I always stand them up on thier bases on the wax paper, in a cloth covered cardboard box in the garage. Next day, presto.
 
For quite awhile awhile I did as you did and stood up every individual boolit. Eventually I got sick of it and figured I would try and dump them into a pile, put a fan on them, and see what happens.

The results were very good and I now use the "pile method" when drying all my boolits. Yes the lube gets a little lumpy in some places, but that gets all smoothed out when you put it through the sizer die or it gets shaved off when you seat the boolit. I have noticed no change in accuracy, it saves a LOT of time, and it basically eliminates my least favorite step. (standing the boolits up)

Some important details for the "pile method".
*My lube mix is Johnson's paste wax, Vaseline, and some Lee Alox. It is a bit thicker than straight Alox so I don't know how well it will work for you.
*Don't put the boolits to dry in the sun. The lube gets too runny and runs off. Put them in the shade and put a small fan on to blow air over them.
*When I say "pile method". I mean literally. Pile the boolits so you have a flat pile that is several boolits thick. Surface tension will keep the lube in place while it starts to dry. After it has dried a bit, a day perhaps, you can "rotate" the pile by smoothing out the pile a bit so the boolits can dry more completely. The lube at this point is thick enough that it will not run.
* Don't rush it. When I tumble lube I fully expect it to take a few days to dry. yes you can rush it a bit so it takes a few hours, but the extra effort isn't worth it. I have more time than money.

Try it out and see how it works for you.
 
I TL 357,9mm pistol and .312 rifle bullets using the Lee Alox no sizing except to apply the GC only in a .314 sizer . First thing I do is thin the Alox down,about 1 oz. of mineral spirits to the bottle works fine it doesn't need to be thick work.

I do about 100 bullets at a time and create a Z or M shaped with the lube on the bullets,tumble them well and dump them out on wax paper spread out so there not touching and let dry overnight,most times you can tumble them in the morning and they dry several hours later.

I apply gas checks at this point and repeat the TL process over again for both rifle and pistol bullets.

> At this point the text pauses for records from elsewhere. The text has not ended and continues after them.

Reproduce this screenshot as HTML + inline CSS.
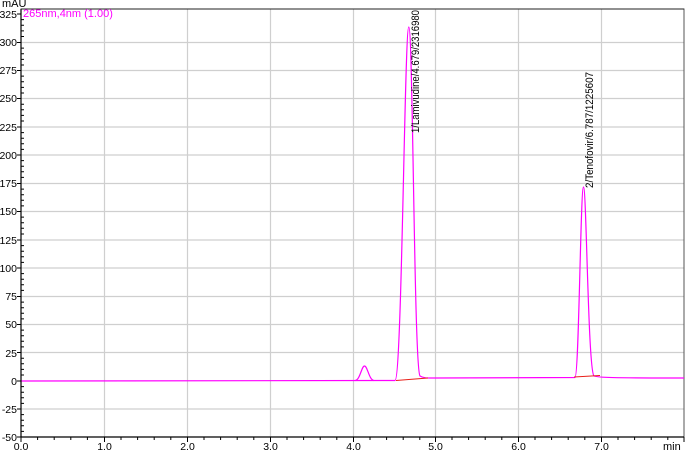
<!DOCTYPE html><html><head><style>body{margin:0;background:#fff}svg{display:block}</style></head><body>
<svg width="685" height="452" xmlns="http://www.w3.org/2000/svg" font-family="Liberation Sans, sans-serif" font-size="11">
<rect width="685" height="452" fill="#fff"/>
<g stroke="#cfcfcf" stroke-width="1.2">
<line x1="104.5" y1="9" x2="104.5" y2="437"/><line x1="187.5" y1="9" x2="187.5" y2="437"/><line x1="270.5" y1="9" x2="270.5" y2="437"/><line x1="353.5" y1="9" x2="353.5" y2="437"/><line x1="435.5" y1="9" x2="435.5" y2="437"/><line x1="518.5" y1="9" x2="518.5" y2="437"/><line x1="601.5" y1="9" x2="601.5" y2="437"/>
<line x1="21" y1="42.5" x2="684" y2="42.5"/><line x1="21" y1="70.5" x2="684" y2="70.5"/><line x1="21" y1="98.5" x2="684" y2="98.5"/><line x1="21" y1="127" x2="684" y2="127"/><line x1="21" y1="155" x2="684" y2="155"/><line x1="21" y1="183.5" x2="684" y2="183.5"/><line x1="21" y1="211.5" x2="684" y2="211.5"/><line x1="21" y1="240" x2="684" y2="240"/><line x1="21" y1="268" x2="684" y2="268"/><line x1="21" y1="296.5" x2="684" y2="296.5"/><line x1="21" y1="324.5" x2="684" y2="324.5"/><line x1="21" y1="352.5" x2="684" y2="352.5"/><line x1="21" y1="409" x2="684" y2="409"/>
</g>
<rect x="21" y="9" width="663" height="428" fill="none" stroke="#555" stroke-width="1"/>
<line x1="21" y1="9" x2="684" y2="9" stroke="#222"/>
<path d="M21,381 L395,380.5 C402,380 404.5,27 408.8,27 C413,27 414,368 420,376 C424,378.5 428,378 436,378 L575,377.5 C579,377 580.5,187 583.5,187 C586.5,187 588,370 594,376 C598,377.5 610,378 684,378" fill="none" stroke="#ff00ff" stroke-width="1.2"/>
<path d="M355,380.5 C360,380.5 361.5,366 364.5,366 C367.5,366 369,380 374,380.5" fill="none" stroke="#ff00ff" stroke-width="1.2"/>
<path d="M396,380.5 L428,378 M574,377 L600,375.5" stroke="#e8201a" stroke-width="1"/>
<text x="23" y="17" fill="#ff00ff">265nm,4nm (1.00)</text>
<text x="2" y="7" fill="#000">mAU</text>
<text x="663" y="450" fill="#000">min</text>
<text transform="translate(419,133) rotate(-90)" fill="#000" textLength="123" lengthAdjust="spacingAndGlyphs">1/Lamivudine/4.679/2316980</text>
<text transform="translate(593,188) rotate(-90)" fill="#000" textLength="116" lengthAdjust="spacingAndGlyphs">2/Tenofovir/6.787/1225607</text>
<g fill="#000" text-anchor="end" font-size="10.5">
<text x="17" y="18">325</text><text x="17" y="46">300</text><text x="17" y="74">275</text><text x="17" y="102">250</text><text x="17" y="131">225</text><text x="17" y="159">200</text><text x="17" y="187">175</text><text x="17" y="215">150</text><text x="17" y="244">125</text><text x="17" y="272">100</text><text x="17" y="300">75</text><text x="17" y="328">50</text><text x="17" y="357">25</text><text x="17" y="385">0</text><text x="17" y="413">-25</text><text x="17" y="441">-50</text>
</g>
<g fill="#000" text-anchor="middle" font-size="10.5">
<text x="21" y="450">0.0</text><text x="104.5" y="450">1.0</text><text x="187.5" y="450">2.0</text><text x="270.5" y="450">3.0</text><text x="353.5" y="450">4.0</text><text x="435.5" y="450">5.0</text><text x="518.5" y="450">6.0</text><text x="601.5" y="450">7.0</text>
</g>
<path d="M21,9 V437 H684" fill="none" stroke="#000" stroke-width="1.2"/>
<path stroke="#000" stroke-width="1" d="
M17,14h4M17,42.5h4M17,70.5h4M17,98.5h4M17,127h4M17,155h4M17,183.5h4M17,211.5h4M17,240h4M17,268h4M17,296.5h4M17,324.5h4M17,352.5h4M17,381h4M17,409h4M17,437h4
M21,442v-5M104.5,442v-5M187.5,442v-5M270.5,442v-5M353.5,442v-5M435.5,442v-5M518.5,442v-5M601.5,442v-5M684,442v-5"/>
<path stroke="#000" stroke-width="1" d="
M21,19.6h3M21,25.3h3M21,30.9h3M21,36.5h3M21,48.1h3M21,53.8h3M21,59.4h3M21,65h3M21,76.1h3M21,81.8h3M21,87.4h3M21,93h3M21,104.2h3M21,109.8h3M21,115.4h3M21,121h3M21,132.6h3M21,138.2h3M21,143.8h3M21,149.4h3M21,160.6h3M21,166.2h3M21,171.8h3M21,177.4h3M21,189.1h3M21,194.7h3M21,200.3h3M21,205.9h3M21,217.1h3M21,222.7h3M21,228.3h3M21,234h3M21,245.6h3M21,251.2h3M21,256.8h3M21,262.4h3M21,273.6h3M21,279.2h3M21,284.8h3M21,290.4h3M21,302.1h3M21,307.7h3M21,313.3h3M21,318.9h3M21,330.1h3M21,335.7h3M21,341.3h3M21,346.9h3M21,358.2h3M21,363.8h3M21,369.4h3M21,375h3M21,386.6h3M21,392.2h3M21,397.8h3M21,403.4h3M21,414.6h3M21,420.2h3M21,425.8h3M21,431.4h3
M37.6,437v3M54.2,437v3M70.8,437v3M87.4,437v3M121,437v3M137.6,437v3M154.2,437v3M170.8,437v3M204,437v3M220.6,437v3M237.2,437v3M253.8,437v3M287,437v3M303.6,437v3M320.2,437v3M336.8,437v3M370,437v3M386.6,437v3M403.2,437v3M419.8,437v3M452,437v3M468.6,437v3M485.2,437v3M501.8,437v3M535,437v3M551.6,437v3M568.2,437v3M584.8,437v3M618,437v3M634.6,437v3M651.2,437v3M667.8,437v3"/>
</svg>
</body></html>
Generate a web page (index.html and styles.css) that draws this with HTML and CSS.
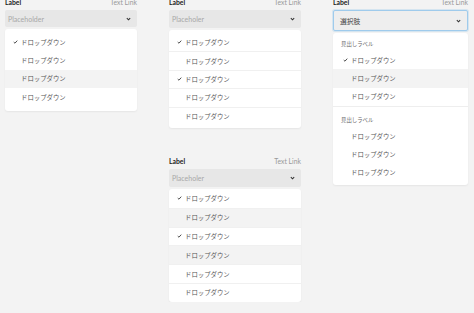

Two thin coats is better than one thick coat and if your getting excess lube on the side laying on the wax paper your using to much lube.

This is the process I pretty much follow with the exception of the JPW which I will add to the mix when I find some locally,but for now not using the wax has not caused a problem.

http://castboolits.gunloads.com/showthread.php?t=67654
 
liquid alox drying methods

Thanks for the reponses, really appreciate it. each I "stood up" 700 45acps today.

Next batch I will try other method---
 
Thanks for the reponses, really appreciate it. each I "stood up" 700 45acps today.

Next batch I will try other method---
Heh, it is after such a "stand up session" with 900 40 caliber boolits that I decided to try the "pile method."